** start Available data **

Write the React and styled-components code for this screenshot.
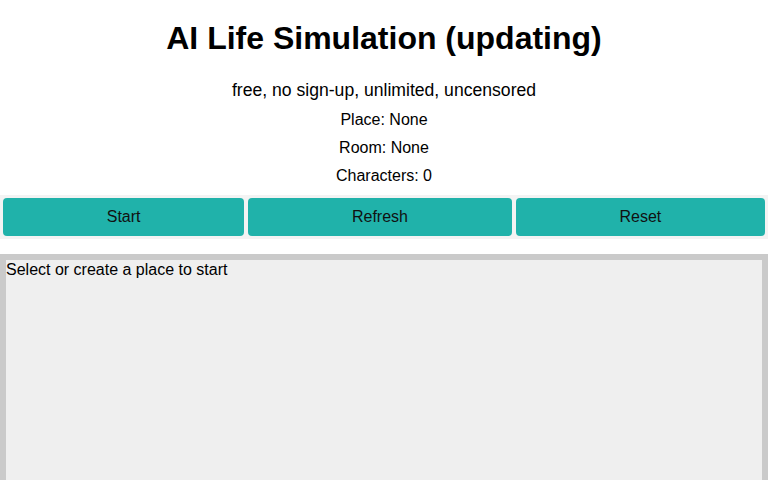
import React from 'react'
import styled, { createGlobalStyle } from 'styled-components'

const GlobalStyle = createGlobalStyle`
    body {
        margin: 0;
        font-family: "Liberation Sans", Arial, sans-serif;
        color: #000;
        background: #fff;
    }
`

const Title = styled.h1`
    font-size: 32px;
    font-weight: 700;
    text-align: center;
    margin: 19px 0 23px;
    line-height: 38px;
`

const Subtitle = styled.div`
    font-size: 17.6px;
    line-height: 20px;
    text-align: center;
`

const InfoList = styled.div`
    display: flex;
    flex-direction: column;
    align-items: center;
    gap: 10px;
    margin-top: 11px;
`

const InfoLine = styled.div`
    font-size: 16px;
    line-height: 18px;
`

const ButtonRow = styled.div`
    display: flex;
    gap: 4px;
    padding: 3px;
    margin-top: 10px;
    background: #f3f3f3;
`

const ActionButton = styled.button`
    flex: 1 1 auto;
    height: 38px;
    border: none;
    border-radius: 4px;
    background: #20b2aa;
    color: #111;
    font-family: "Liberation Sans", Arial, sans-serif;
    font-size: 16px;
    cursor: pointer;
    &:hover {
        opacity: 0.85;
    }
`

const Stage = styled.div`
    margin-top: 15px;
    border: 6px solid #cacaca;
    border-bottom: none;
    background: #efefef;
    height: 219px;
    font-size: 16px;
    line-height: 18px;
    padding: 1px 0 0 0;
`

const App = () => {
    const place = null
    const room = null
    const characters = []
    return (
        <>
            <GlobalStyle />
            <Title>AI Life Simulation (updating)</Title>
            <Subtitle>free, no sign-up, unlimited, uncensored</Subtitle>
            <InfoList>
                <InfoLine>Place: {place ?? 'None'}</InfoLine>
                <InfoLine>Room: {room ?? 'None'}</InfoLine>
                <InfoLine>Characters: {characters.length}</InfoLine>
            </InfoList>
            <ButtonRow>
                <ActionButton>Start</ActionButton>
                <ActionButton>Refresh</ActionButton>
                <ActionButton>Reset</ActionButton>
            </ButtonRow>
            <Stage>Select or create a place to start</Stage>
        </>
    )
}

export default App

** end Available data **

What you have to do: Give back the whole listing as it stands, minus its pictures.

Problem solution:
Write the React and styled-components code for this screenshot.
import React from 'react'
import styled, { createGlobalStyle } from 'styled-components'

const GlobalStyle = createGlobalStyle`
    body {
        margin: 0;
        font-family: "Liberation Sans", Arial, sans-serif;
        color: #000;
        background: #fff;
    }
`

const Title = styled.h1`
    font-size: 32px;
    font-weight: 700;
    text-align: center;
    margin: 19px 0 23px;
    line-height: 38px;
`

const Subtitle = styled.div`
    font-size: 17.6px;
    line-height: 20px;
    text-align: center;
`

const InfoList = styled.div`
    display: flex;
    flex-direction: column;
    align-items: center;
    gap: 10px;
    margin-top: 11px;
`

const InfoLine = styled.div`
    font-size: 16px;
    line-height: 18px;
`

const ButtonRow = styled.div`
    display: flex;
    gap: 4px;
    padding: 3px;
    margin-top: 10px;
    background: #f3f3f3;
`

const ActionButton = styled.button`
    flex: 1 1 auto;
    height: 38px;
    border: none;
    border-radius: 4px;
    background: #20b2aa;
    color: #111;
    font-family: "Liberation Sans", Arial, sans-serif;
    font-size: 16px;
    cursor: pointer;
    &:hover {
        opacity: 0.85;
    }
`

const Stage = styled.div`
    margin-top: 15px;
    border: 6px solid #cacaca;
    border-bottom: none;
    background: #efefef;
    height: 219px;
    font-size: 16px;
    line-height: 18px;
    padding: 1px 0 0 0;
`

const App = () => {
    const place = null
    const room = null
    const characters = []
    return (
        <>
            <GlobalStyle />
            <Title>AI Life Simulation (updating)</Title>
            <Subtitle>free, no sign-up, unlimited, uncensored</Subtitle>
            <InfoList>
                <InfoLine>Place: {place ?? 'None'}</InfoLine>
                <InfoLine>Room: {room ?? 'None'}</InfoLine>
                <InfoLine>Characters: {characters.length}</InfoLine>
            </InfoList>
            <ButtonRow>
                <ActionButton>Start</ActionButton>
                <ActionButton>Refresh</ActionButton>
                <ActionButton>Reset</ActionButton>
            </ButtonRow>
            <Stage>Select or create a place to start</Stage>
        </>
    )
}

export default App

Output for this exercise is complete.